Thursday, October 18, 2018

How To Carve a Pumpkin

It’s October, and everyone knows what that means: Halloween! As soon as this month starts scary costumes and makeup start flooding stores, and all you can see everywhere are scary (at times too graphic) Halloween decorations.

So we decided why you should stay behind? There is no reason for you not to take part in the Halloween spirit. While we know that you may not want to invest a lot in Halloween decorations, there is no harm in making some on your own.

What’s the first thing that comes to your mind when we say, Halloween, or even fall? Pumpkins, right?


The first step for carving a pumpkin is picking out the right pumpkin in the first place. It is best to shop at a local produce shop, farm or a supermarket that may be offering such pumpkins for sale. Try not to buy those pumpkins that have been shipped from distant areas as they might have bruises on them, and your decorations may get spoiled in a short period of time, which is not something you want! It is best to use mature pumpkins, and the way to identify a mature pumpkin is by pressing your fingernail lightly into its skin: if the pumpkins skin is punctured, it is not yet mature enough. Before you start carving, remember to wash the pumpkin really well to get rid of any germs that might be on the skin as you don’t want them getting on your hands!



Other than a large mature pumpkin, you’ll need a few more tools actually to carve the pumpkin properly. You’ll need a serrated knife (for bigger cuts) or a long-handled knife, a small ice cream scoop, a smaller knife for more delicate cuts, an apple corer (for making holes), tiny saws and an awl. Don’t worry if you don’t know what these tools are; you don’t necessarily need all of them, this is just a general list of tools needed for carving pumpkins. If you are doing this for the first time and don’t want to buy all these new blades, the bare minimum you need is:

  • A long-handled knife
  • An apple corer
  • A small, sharp blad

NOTE: It is best if you don’t involve children in this process, especially if you are not using safe tools. As much as the kids might want to participate in this fun activity, it is best they are kept away!


CUT THE LID: Draw a hole around the stem of the pumpkin, the whole should be big enough for your hand to fit through easily. Cut out this hole

SCOOP OUT THE CONTENTS: You do not want your pumpkin to go bad in a short period of time, so use a small ice cream scoop to empty the pumpkin completely. Then use a napkin to dry out the inside of the pumpkin completely.

DRAW THE DESIGN YOU WANT: Draw, using a black felt tip marker, the design that you want on your pumpkin. You can even easily use design templates available online. Just make it as scary as you can!

CUTTING OUT THE DESIGN: Use a small, sharp knife to cut out the details of your design. Make sure to make deep cuts, to keep the cutting as neat as possible, and wherever you need to make a circle cut (such as for the eyes), use the apple corer.
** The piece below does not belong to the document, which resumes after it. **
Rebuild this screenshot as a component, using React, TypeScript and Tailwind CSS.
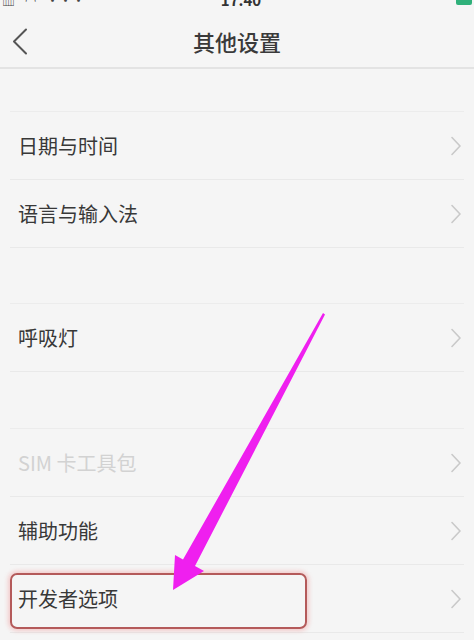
import React from "react";

const Chevron = () => (
  <svg width="12" height="20" viewBox="0 0 12 20" fill="none">
    <path d="M2 1.5 L10 10 L2 18.5" stroke="#c9c9c9" strokeWidth="1.6" strokeLinecap="round" strokeLinejoin="round" />
  </svg>
);

const Row = ({ label, disabled }: { label: string; disabled?: boolean }) => (
  <div className="mx-[10px] flex h-[68px] items-center justify-between border-b border-[#e9e9e9] pl-[8px] pr-[2px]">
    <span className={"text-[20px] leading-none " + (disabled ? "text-[#d2d2d2]" : "text-[#383838]")}>{label}</span>
    <Chevron />
  </div>
);

export default function App() {
  return (
    <div
      className="relative h-[640px] w-[474px] overflow-hidden bg-[#f5f5f5]"
      style={{ fontFamily: '"Noto Sans CJK SC", "Noto Sans", sans-serif' }}
    >
      {/* status bar (cut off at top, as in the screenshot) */}
      <div className="grid h-[10px] grid-cols-[1fr_auto_1fr] items-start overflow-hidden px-[2px]">
        <div className="-mt-[7px] flex items-center gap-[10px] text-[13px] leading-none text-[#444]">
          <span>▥</span>
          <span>◠</span>
          <span>···</span>
        </div>
        <div className="-mt-[8px] ml-[8px] text-[15px] font-semibold leading-none text-[#333]">17:40</div>
        <div className="-mt-[4px] h-[9px] w-[16px] justify-self-end rounded-[2px] bg-[#2fb07a]" />
      </div>

      {/* header */}
      <div className="relative flex h-[59px] items-center justify-center border-b-2 border-[#e3e3e3]">
        <div className="absolute left-[12px] top-[18px]">
          <svg width="16" height="27" viewBox="0 0 16 27" fill="none">
            <path d="M14 1.5 L2 13.5 L14 25.5" stroke="#555" strokeWidth="2" strokeLinecap="round" strokeLinejoin="round" />
          </svg>
        </div>
        <span className="mt-[4px] text-[22px] font-medium leading-none text-[#3a3a3a]">其他设置</span>
      </div>

      <div className="h-[42px]" />
      <div className="mx-[10px] border-t border-[#ececec]" />
      <Row label="日期与时间" />
      <Row label="语言与输入法" />

      <div className="h-[55px]" />
      <div className="mx-[10px] border-t border-[#ececec]" />
      <Row label="呼吸灯" />

      <div className="h-[56px]" />
      <div className="mx-[10px] border-t border-[#ececec]" />
      <Row label="SIM 卡工具包" disabled />
      <Row label="辅助功能" />
      <Row label="开发者选项" />

      {/* red highlight box */}
      <div className="absolute left-[10px] top-[573px] h-[56px] w-[297px] rounded-[7px] border-2 border-[#b45a5a] shadow-[0_0_4px_2px_rgba(240,150,150,0.45)]" />

      {/* magenta arrow */}
      <svg className="absolute left-0 top-0" width="474" height="640" viewBox="0 0 474 640">
        <polygon
          points="323,313 325,314.5 195,566 204,571 173,590 175,555 183,559.5"
          fill="#ef1fef"
        />
      </svg>
    </div>
  );
}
MAKE YOUR LANTERN SHINE: Once you keep you cut and carve your pumpkin, all you need to do it make sure it is nice and shiny and appears polished. You can use normal household cleaners, but the best thing to do is to soak the pumpkin (after cutting) overnight in a tub of water, in which borax is dissolved (one tablespoon of borax per gallon).
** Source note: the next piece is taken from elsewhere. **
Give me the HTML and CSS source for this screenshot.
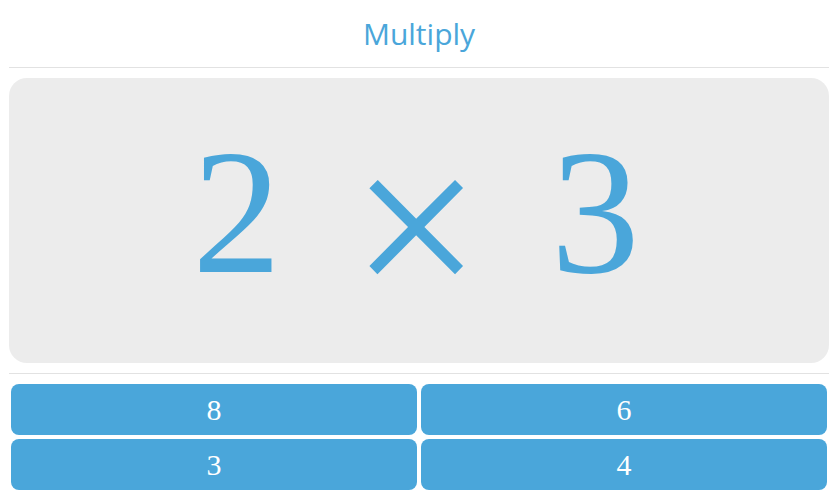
FILE: index.html
```html
<!DOCTYPE html>
<html lang="en">
<head>
    <meta charset="UTF-8">
    <meta name="viewport" content="width=device-width, initial-scale=1.0">
    <title>Multiply</title>
    <link rel="stylesheet" href="styles.css">
</head>
<body>
    <div class="app">
        <header class="title-bar">
            <h1>Multiply</h1>
        </header>

        <div class="question">
            <span class="num">2</span>
            <span class="op">×</span>
            <span class="num">3</span>
        </div>

        <div class="divider"></div>

        <div class="answers">
            <button class="answer">8</button>
            <button class="answer">6</button>
            <button class="answer">3</button>
            <button class="answer">4</button>
        </div>
    </div>
</body>
</html>
```

FILE: styles.css
```css
body {
    margin: 0;
    background-color: #fff;
    font-family: "Liberation Serif", serif;
}

.app {
    width: 820px;
    margin-left: 9px;
}

.title-bar {
    height: 67px;
    border-bottom: 1px solid #e2e2e2;
    display: flex;
    justify-content: center;
    align-items: center;
}

h1 {
    margin: 0;
    font-family: "Open Sans", sans-serif;
    font-weight: normal;
    font-size: 30px;
    color: #4aa6da;
}

.question {
    margin-top: 10px;
    height: 268px;
    padding-bottom: 17px;
    padding-right: 6px;
    background-color: #ececec;
    border-radius: 18px;
    display: flex;
    justify-content: center;
    align-items: center;
    gap: 70px;
    color: #4aa6da;
    font-family: "Liberation Serif", serif;
    font-size: 178px;
    line-height: 1;
}

.op {
    font-size: 230px;
    margin-top: 30px;
}

.divider {
    margin-top: 10px;
    height: 1px;
    background-color: #e2e2e2;
}

.answers {
    margin-top: 10px;
    padding: 0 2px;
    display: grid;
    grid-template-columns: 1fr 1fr;
    gap: 4px;
}

.answer {
    height: 51px;
    border: none;
    border-radius: 8px;
    background-color: #4aa6da;
    color: #fff;
    font-family: "Liberation Serif", serif;
    font-size: 30px;
    padding: 0;
    cursor: pointer;
}
```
To give a creepy effect your pumpkin, you can illuminate in a number of different ways. For the scariest effect, use tea light candles that are operated by batteries, or ordinary candles in a glass case to prevent them from blowing out. You can also use strands of fairy lights placed inside the pumpkin, to make them glow from inside.


Be careful while using sharp knives, and keep children away from this process!

Make sure that if you use candles, you take proper measures to ensure that the flame remains under control.

Take care not to waste the pumpkin seeds, and roast them and consume them as they are rich in protein.

Pumpkin carving is perhaps the best DIY activity for Halloween and the fall season in general. Don’t miss out on all the fun you can have carving pumpkins, and let your inner artist loose, and be creative with your carving and decorating this fall!